Chaque société sera jugée en dernière analyse sur la façon dont elle traite les faibles, et c'est pourquoi les questions de la réconciliation avec les Aborigènes, du début et de la fin de la vie, et de la responsabilité régionale sont importantes maintenant que l'Australie considère son identité et met le cap sur l'avenir. L'Eglise catholique qui est en Australie, dans l'accomplissement de sa mission religieuse, sociale et culturelle, cherche à assurer que le nouveau siècle et le nouveau millénaire verront la croissance encore plus importante d'une nation où les faibles sont protégés car la dignité inaliénable de chaque être humain est le critère de toute vie personnelle, sociale et politique.

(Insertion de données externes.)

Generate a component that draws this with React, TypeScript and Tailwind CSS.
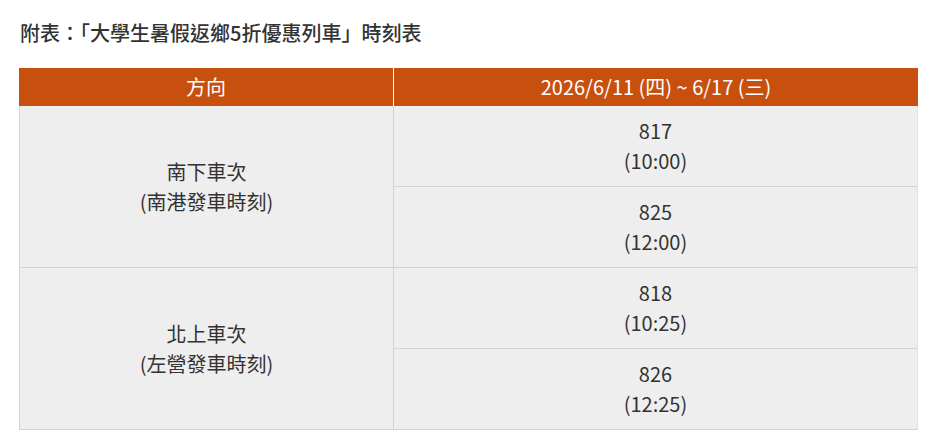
const rows = [
  {
    dir: "南下車次",
    sub: "(南港發車時刻)",
    trains: [
      { no: "817", time: "(10:00)" },
      { no: "825", time: "(12:00)" },
    ],
  },
  {
    dir: "北上車次",
    sub: "(左營發車時刻)",
    trains: [
      { no: "818", time: "(10:25)" },
      { no: "826", time: "(12:25)" },
    ],
  },
];

const App = () => {
  return (
    <main
      className="w-[936px] h-[445px] bg-white px-[19px] pt-[20px] text-[#333]"
      style={{ fontFamily: '"Noto Sans CJK TC", "Noto Sans", sans-serif' }}
    >
      <h2 className="text-[20px] font-medium leading-[26px] pl-[1px]">
        附表：「大學生暑假返鄉5折優惠列車」時刻表
      </h2>
      <div className="mt-[22px] w-[899px] text-[20px] leading-[30px] text-center">
        <div className="flex h-[38px] bg-[#c8500f] text-white items-center">
          <div className="w-[375px] h-full flex items-center justify-center border-r border-white">
            方向
          </div>
          <div className="flex-1">2026/6/11 (四) ~ 6/17 (三)</div>
        </div>
        {rows.map((r) => (
          <div key={r.dir} className="flex bg-[#eeeeee]">
            <div className="w-[374px] flex flex-col items-center justify-center border-l border-b border-[#d3d3d3]">
              <div>{r.dir}</div>
              <div>{r.sub}</div>
            </div>
            <div className="flex-1 flex flex-col border-l border-r border-l-[#d3d3d3] border-r-[#e2e2e2]">
              {r.trains.map((t) => (
                <div
                  key={t.no}
                  className="h-[81px] flex flex-col items-center justify-center border-b border-[#d3d3d3]"
                >
                  <div>{t.no}</div>
                  <div>{t.time}</div>
                </div>
              ))}
            </div>
          </div>
        ))}
      </div>
    </main>
  );
};

export default App;
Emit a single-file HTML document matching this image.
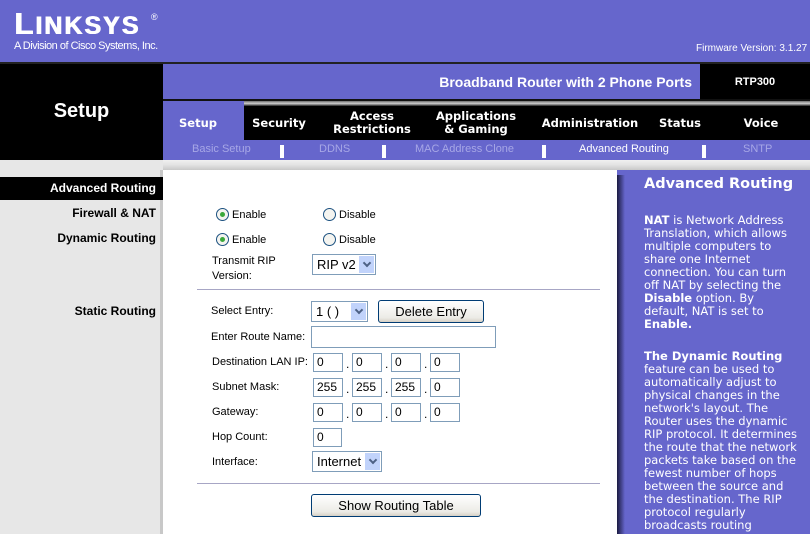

Monsieur l'Ambassadeur, tandis que vous entrez dans la communauté des diplomates accrédités près le Saint-Siège, je vous assure de la collaboration des divers bureaux de la Curie Romaine. Puisse votre mission contribuer à renforcer les liens d'amitié entre votre gouvernement et le Saint-Siège, et puisse ce lien contribuer pleinement au bien-être de votre pays. Sur vous, ainsi que sur votre famille et sur vos concitoyens, j'invoque une abondance de Bénédictions de Dieu tout-puissant.


*L'Osservatore Romano. Edition hebdomadaire en langue française n.36 pp. 7, 8.